The paper reported that “it turns out that from the center have come recommendations in general not to use the word “Wahhabism” in describing extremist manifestations” any more. The reason? Because Moscow in recent months has sought to ally itself with countries “where Wahhabism is a state religion.”
Among other participants at the meeting was Mukhammad Khadzhi Rakhimov, a Pyatigorsk imam. He too indicated he was worried about religious tensions and instability in Stavropol’. But intriguingly, he argued that many officials are focusing on the wrong problem and in the wrong way.
According to Rakhimov, the real threat within Islam in the kray comes not from Wahhabi-type radicals but rather from Sufi muridism that transforms its followers into “zombis” who will carry out any order without regard to its consequences for themselves or their society.
The secular authorities, including the law enforcement bodies, simply do not know enough or “have the levers for a broad gage opposition to the introduction of this dangerous ideology.” And consequently, he called for the establishment of a local muftiate (Muslim spiritual directorate) to take charge of this effort.
But even as he argued that Muslims must be put in charge of controlling Muslims, Rakhimov said that the authorities must play their part in preventing the radicalization of society by not so unqualifiedly supporting Russian Orthodox Christian congregations against the followers of Islam.

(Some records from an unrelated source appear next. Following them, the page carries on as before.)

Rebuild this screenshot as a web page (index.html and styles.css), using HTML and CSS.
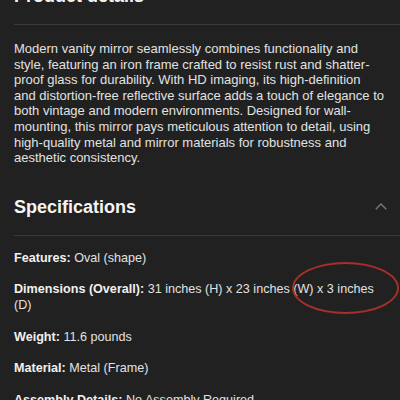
FILE: index.html
```html
<!DOCTYPE html>
<html>
<head>
<meta charset="utf-8">
<link rel="stylesheet" href="styles.css">
</head>
<body>
<div class="page">
  <section class="section">
    <div class="section-head top-head">
      <h2 class="title">Product details</h2>
    </div>
    <p class="desc">Modern vanity mirror seamlessly combines functionality and<br>style, featuring an iron frame crafted to resist rust and shatter-<br>proof glass for durability. With HD imaging, its high-definition<br>and distortion-free reflective surface adds a touch of elegance to<br>both vintage and modern environments. Designed for wall-<br>mounting, this mirror pays meticulous attention to detail, using<br>high-quality metal and mirror materials for robustness and<br>aesthetic consistency.</p>
  </section>
  <section class="section">
    <div class="section-head spec-head">
      <h2 class="title">Specifications</h2>
      <svg class="chev" width="12" height="7" viewBox="0 0 12 7"><polyline points="0.8,6.2 6,1 11.2,6.2" fill="none" stroke="#7c7c7c" stroke-width="1.3"/></svg>
    </div>
    <div class="specs">
      <p class="spec"><b>Features:</b> Oval (shape)</p>
      <p class="spec dim"><b>Dimensions (Overall):</b> 31 inches (H) x 23 inches (W) x 3 inches (D)<span class="circle"></span></p>
      <p class="spec"><b>Weight:</b> 11.6 pounds</p>
      <p class="spec"><b>Material:</b> Metal (Frame)</p>
      <p class="spec"><b>Assembly Details:</b> No Assembly Required</p>
    </div>
  </section>
</div>
</body>
</html>
```
FILE: styles.css
```css
html, body {
  margin: 0;
  padding: 0;
  background: #212121;
}
body {
  font-family: "Liberation Sans", Arial, sans-serif;
  color: #e2e2e2;
  overflow: hidden;
}
.page {
  padding-left: 14px;
  margin-top: -15px;
}
.section-head {
  display: flex;
  align-items: center;
  justify-content: space-between;
  border-bottom: 1px solid #3a3a3a;
}
.title {
  margin: 0;
  font-size: 18px;
  line-height: 22px;
  font-weight: bold;
  color: #f4f4f4;
}
.top-head {
  padding-bottom: 17px;
}
.desc {
  margin: 16px 0 0 0;
  font-size: 13px;
  line-height: 15.6px;
  white-space: nowrap;
}
.spec-head {
  margin-top: 30px;
  padding-bottom: 17px;
  padding-right: 13px;
}
.chev {
  display: block;
}
.specs {
  padding-top: 15px;
  padding-right: 14px;
}
.spec {
  margin: 0 0 16px 0;
  font-size: 12.6px;
  line-height: 15.6px;
}
.spec b {
  color: #f0f0f0;
}
.dim {
  position: relative;
}
.circle {
  position: absolute;
  left: 278px;
  top: -20px;
  width: 103px;
  height: 48px;
  border: 2px solid #a5302a;
  border-radius: 50%;
}
```
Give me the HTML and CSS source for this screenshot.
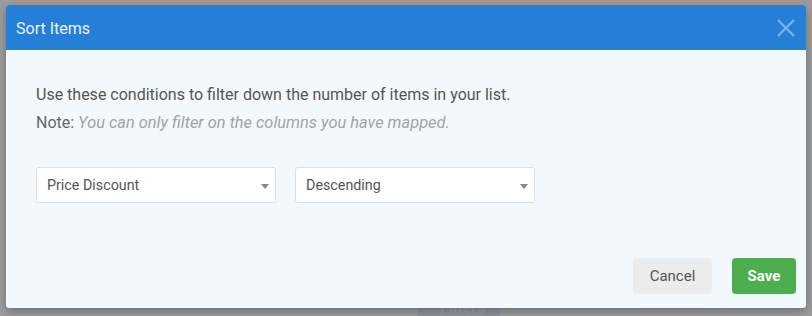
FILE: index.html
```html
<!DOCTYPE html>
<html lang="en">
<head>
  <meta charset="UTF-8" />
  <title>Sort Items</title>
  <link rel="stylesheet" href="styles.css">
</head>
<body>

  <!-- Page behind the overlay -->
  <div class="backdrop">
    <div class="backdrop-tab">Filters</div>
  </div>

  <!-- Modal -->
  <div class="modal">
    <div class="modal-header">
      <span class="modal-title">Sort Items</span>
      <button class="modal-close" type="button" aria-label="Close">
        <svg width="18" height="18" viewBox="0 0 18 18">
          <path d="M1 1 L17 17 M17 1 L1 17" stroke="currentColor" stroke-width="2.2" fill="none" />
        </svg>
      </button>
    </div>

    <div class="modal-body">
      <p class="intro">Use these conditions to filter down the number of items in your list.</p>
      <p class="note">Note: <em>You can only filter on the columns you have mapped.</em></p>

      <div class="select-row">
        <div class="select">
          <span>Price Discount</span>
          <span class="caret"></span>
        </div>
        <div class="select">
          <span>Descending</span>
          <span class="caret"></span>
        </div>
      </div>
    </div>

    <div class="modal-footer">
      <button class="btn btn-cancel" type="button">Cancel</button>
      <button class="btn btn-save" type="button">Save</button>
    </div>
  </div>

</body>
</html>
```

FILE: styles.css
```css
body {
  margin: 0;
  font-family: Roboto, 'Liberation Sans', sans-serif;
  background-color: #9c9c9c;
  width: 812px;
  height: 316px;
  overflow: hidden;
  position: relative;
}

/* Backdrop */
.backdrop {
  position: absolute;
  inset: 0;
}

.backdrop-tab {
  position: absolute;
  left: 418px;
  top: 300px;
  width: 82px;
  height: 16px;
  background: #8e939c;
  color: #9aa0a9;
  font-size: 16px;
  font-weight: bold;
  padding-left: 22px;
  box-sizing: border-box;
  line-height: 16px;
  overflow: hidden;
}

/* Modal */
.modal {
  position: absolute;
  left: 6px;
  top: 5px;
  width: 800px;
  height: 303px;
  background: #f3f8fc;
  border-radius: 3px;
  box-shadow: 0 3px 10px rgba(0, 0, 0, 0.3);
  display: flex;
  flex-direction: column;
  overflow: hidden;
}

.modal-header {
  background: #257fd6;
  height: 45px;
  display: flex;
  align-items: center;
  justify-content: space-between;
  padding: 0 10px 0 10px;
  flex-shrink: 0;
}

.modal-title {
  color: #eaf2fb;
  font-size: 16px;
  padding-top: 1px;
}

.modal-close {
  background: none;
  border: none;
  padding: 0;
  color: #7fb3e8;
  width: 20px;
  height: 20px;
  display: flex;
  align-items: center;
  justify-content: center;
  margin-top: 1px;
}

.modal-body {
  padding: 34px 30px 0;
  flex: 1;
}

.intro {
  margin: 0;
  color: #555;
  font-size: 16px;
  line-height: 22px;
}

.note {
  margin: 6px 0 0;
  color: #666;
  font-size: 16px;
  line-height: 22px;
}

.note em {
  color: #a3a3a3;
  font-size: 16.4px;
}

.select-row {
  display: flex;
  gap: 19px;
  margin-top: 33px;
}

.select {
  width: 240px;
  height: 36px;
  box-sizing: border-box;
  background: #fff;
  border: 1px solid #d9dfe6;
  border-radius: 3px;
  display: flex;
  align-items: center;
  justify-content: space-between;
  padding: 0 6px 0 10px;
  color: #555;
  font-size: 14.3px;
}

.caret {
  width: 0;
  height: 0;
  border-left: 4px solid transparent;
  border-right: 4px solid transparent;
  border-top: 5px solid #888;
  margin-top: 2px;
}

/* Footer */
.modal-footer {
  display: flex;
  justify-content: flex-end;
  gap: 20px;
  padding: 0 10px 14px;
}

.btn {
  height: 36px;
  border: none;
  border-radius: 4px;
  font-family: Roboto, 'Liberation Sans', sans-serif;
  font-size: 15px;
  cursor: pointer;
}

.btn-cancel {
  width: 79px;
  background: #ececec;
  color: #555;
}

.btn-save {
  width: 64px;
  background: #4cae4f;
  color: #fff;
  font-weight: bold;
}
```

At the end of this two-part article, Elena Pavlova, the “Vecherniy Stavropol’” journalist, concluded: “New laws are necessary in order to ensure “that freedom of conscience is not transformed into freedom from conscience” and the belief that no one will be punished for anything.
“Such ‘freedom’" as now on offer, she argues in language consistent with the views of at least some of the participants at the meeting she covered, “is an impermissible luxury under conditions when a struggle is going on for the hearts and mind of people. A struggle for the future of the country.”